Up front I’ll admit to the nonnegotiable fact of the authorial fallacy. But that fallacy pertains not to inadequate skill, but to another fact of criticism: neither the artist, nor anyone else, has a corner on interpretation of that artist’s work. This can get out of control. Stanley Fish’s notorious comment that “my product is readings” sums up the intense and sometimes flip critical competition of the late 20th century. And an idle reading without the author’s moral investment is worthless advice. Nevertheless, from the shark tank came the wall we all face: we are bound to our own perceptions. Claims to authoritativeness are absurd.
Consider the relative status of artist and critic toward the artist’s work. The artist lives the process, lives with the art, and takes in critique from all sides. For years or, in most cases, decades this is the evolving context for the artist’s expert critique of their own work. And the artist is, in fact, the artist, the ultimate expert. The artist is the efficient cause and at least a substantial part of the final cause of their art. They were in the room where it happened.
Now, some artists claim a sort of ignorance (“it just comes to me”). There are some whose practices are so theoretically crowded and overdetermined that their self-critique is incoherent.
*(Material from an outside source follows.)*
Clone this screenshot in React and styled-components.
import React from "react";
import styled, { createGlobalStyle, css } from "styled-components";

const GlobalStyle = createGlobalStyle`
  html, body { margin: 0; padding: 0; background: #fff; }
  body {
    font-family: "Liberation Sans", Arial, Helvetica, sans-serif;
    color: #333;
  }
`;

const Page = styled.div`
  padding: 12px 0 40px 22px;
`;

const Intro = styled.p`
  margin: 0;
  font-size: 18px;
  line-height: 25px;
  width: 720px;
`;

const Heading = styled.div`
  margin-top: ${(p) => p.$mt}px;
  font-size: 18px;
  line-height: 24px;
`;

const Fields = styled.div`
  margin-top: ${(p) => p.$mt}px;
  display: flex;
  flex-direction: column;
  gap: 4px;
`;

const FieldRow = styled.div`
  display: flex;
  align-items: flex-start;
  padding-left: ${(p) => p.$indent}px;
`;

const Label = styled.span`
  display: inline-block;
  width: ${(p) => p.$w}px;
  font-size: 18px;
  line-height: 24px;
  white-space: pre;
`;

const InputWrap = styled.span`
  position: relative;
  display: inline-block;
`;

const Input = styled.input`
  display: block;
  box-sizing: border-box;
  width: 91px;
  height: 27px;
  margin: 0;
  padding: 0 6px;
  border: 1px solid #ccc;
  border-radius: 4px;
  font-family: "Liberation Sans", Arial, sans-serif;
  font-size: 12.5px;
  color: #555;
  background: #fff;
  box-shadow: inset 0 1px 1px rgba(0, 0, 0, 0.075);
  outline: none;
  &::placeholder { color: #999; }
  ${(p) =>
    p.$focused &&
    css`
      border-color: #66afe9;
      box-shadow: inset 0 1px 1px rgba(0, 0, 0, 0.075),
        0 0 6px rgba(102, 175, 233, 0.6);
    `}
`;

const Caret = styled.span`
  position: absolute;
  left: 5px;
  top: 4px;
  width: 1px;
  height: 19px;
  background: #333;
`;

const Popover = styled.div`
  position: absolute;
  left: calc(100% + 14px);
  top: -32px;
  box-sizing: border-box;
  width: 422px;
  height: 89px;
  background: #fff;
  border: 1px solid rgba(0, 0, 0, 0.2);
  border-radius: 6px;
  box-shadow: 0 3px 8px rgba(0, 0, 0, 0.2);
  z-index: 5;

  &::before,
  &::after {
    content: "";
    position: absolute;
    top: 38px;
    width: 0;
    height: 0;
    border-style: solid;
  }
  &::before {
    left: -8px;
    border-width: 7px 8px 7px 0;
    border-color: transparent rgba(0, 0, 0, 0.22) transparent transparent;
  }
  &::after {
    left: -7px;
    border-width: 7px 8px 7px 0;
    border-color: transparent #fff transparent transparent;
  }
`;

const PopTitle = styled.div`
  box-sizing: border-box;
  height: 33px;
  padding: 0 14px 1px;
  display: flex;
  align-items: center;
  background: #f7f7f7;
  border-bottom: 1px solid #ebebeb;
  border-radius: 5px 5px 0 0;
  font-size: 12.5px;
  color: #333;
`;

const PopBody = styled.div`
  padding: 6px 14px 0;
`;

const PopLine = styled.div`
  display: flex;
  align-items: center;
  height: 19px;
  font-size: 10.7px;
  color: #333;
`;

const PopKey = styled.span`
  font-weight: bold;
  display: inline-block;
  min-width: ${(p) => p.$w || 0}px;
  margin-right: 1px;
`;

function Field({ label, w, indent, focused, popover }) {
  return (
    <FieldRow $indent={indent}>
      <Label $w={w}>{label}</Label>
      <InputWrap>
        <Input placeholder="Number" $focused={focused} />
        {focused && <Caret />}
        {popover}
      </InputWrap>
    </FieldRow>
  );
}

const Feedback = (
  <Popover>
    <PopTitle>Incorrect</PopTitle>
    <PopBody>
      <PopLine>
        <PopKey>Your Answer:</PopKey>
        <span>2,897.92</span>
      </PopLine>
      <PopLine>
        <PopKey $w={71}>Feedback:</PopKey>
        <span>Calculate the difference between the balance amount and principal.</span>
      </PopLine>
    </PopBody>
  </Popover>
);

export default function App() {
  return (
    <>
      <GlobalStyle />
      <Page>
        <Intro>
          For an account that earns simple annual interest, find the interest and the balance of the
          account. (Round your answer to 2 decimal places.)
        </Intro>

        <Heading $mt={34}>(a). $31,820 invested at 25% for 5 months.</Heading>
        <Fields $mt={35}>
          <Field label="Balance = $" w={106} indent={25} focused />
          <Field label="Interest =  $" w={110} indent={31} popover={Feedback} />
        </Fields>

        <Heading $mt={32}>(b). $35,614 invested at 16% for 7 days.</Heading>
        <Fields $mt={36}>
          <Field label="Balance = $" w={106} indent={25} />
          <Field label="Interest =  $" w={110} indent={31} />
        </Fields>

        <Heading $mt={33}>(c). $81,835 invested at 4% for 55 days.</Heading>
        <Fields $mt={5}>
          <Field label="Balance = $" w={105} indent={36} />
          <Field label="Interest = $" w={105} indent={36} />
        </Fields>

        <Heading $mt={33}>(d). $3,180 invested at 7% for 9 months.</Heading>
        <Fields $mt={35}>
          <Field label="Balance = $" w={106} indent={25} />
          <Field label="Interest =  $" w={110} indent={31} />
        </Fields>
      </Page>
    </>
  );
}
Some are, as you say, just not—or not yet—equipped to articulate what they do. Some hedge and some are flat disingenuous. But all are there they are at ground zero living and breathing their art. All have access to tremendous context and depth of practical, if not theoretical, understanding. No one—no one—knows the art better.
Tha com critic. Maybe the critic has followed the artist’s development. Maybe the critic has a fair understanding of the artist’s context: personally, immediately and historically. But the critic shows up with their own kit, their own critical slant, their own context. They get out their chosen critical tools, which tools are themselves entirely determine what the critic can see and articulate. The critic then observes. The critic then of course puts in the hours. They take it all in. They come back and take it all in again. They consider everything in light of itself and of its context. They then articulate a critique that gets heads nodding. Then they move on.
Which is more the expert on the artist’s work? It’s likely the artist sees most clearly the bark of the tree immediately in front of them, while the critic sees the artist’s tree as one in a forest, a world, a cosmos. But where’s the so what?
Go further. I once asked a guy who mowed lawns for a living a practical question about a piece I was working on. He looked. He thought. He gave his answer. And he was right. He had seen my work close enough to how I see it that his comment solved a problem for me. That’s one example of a foundational critical assumption: any human who will engage with a work of art will have useful commentary to the extent of their engagement. Underlying that assumption is another: art is humans talking to humans. By definition, anyone’s engaged critique is as valid as any other. Some, like the critic, are highly skilled in articulation, making their commentary broadly illuminating. But guys who mow lawns, people who “don’t know anything about art” —and don’t, four year olds: they’re all worth listening to.
So. I found your critique of Nguyen’s work fascinating and insightful. I had to read some twice because you challenged assumptions I didn’t even know I had. That’s your job and you do it very well. You come to the work with, in your eyes, a proper and well-developed apparatus. Well of course you do. Nguyen’s a human; you’re a human. You’re in. And you have a coterie and readership who agree that your apparatus is a good one. Frankly, I’m one of those. I’m bought in; I read your critique thinking, “Wow, that’s got it. Gee, I wish I could do that.” Further, I’m still struggling to see into my own work with an apparatus like yours, or at least within the beltway around it. But your claim that artists and gallerists often lack a valid apparatus of their own to interpret the artist’s work is absurd and pretentious. Stay in your lane.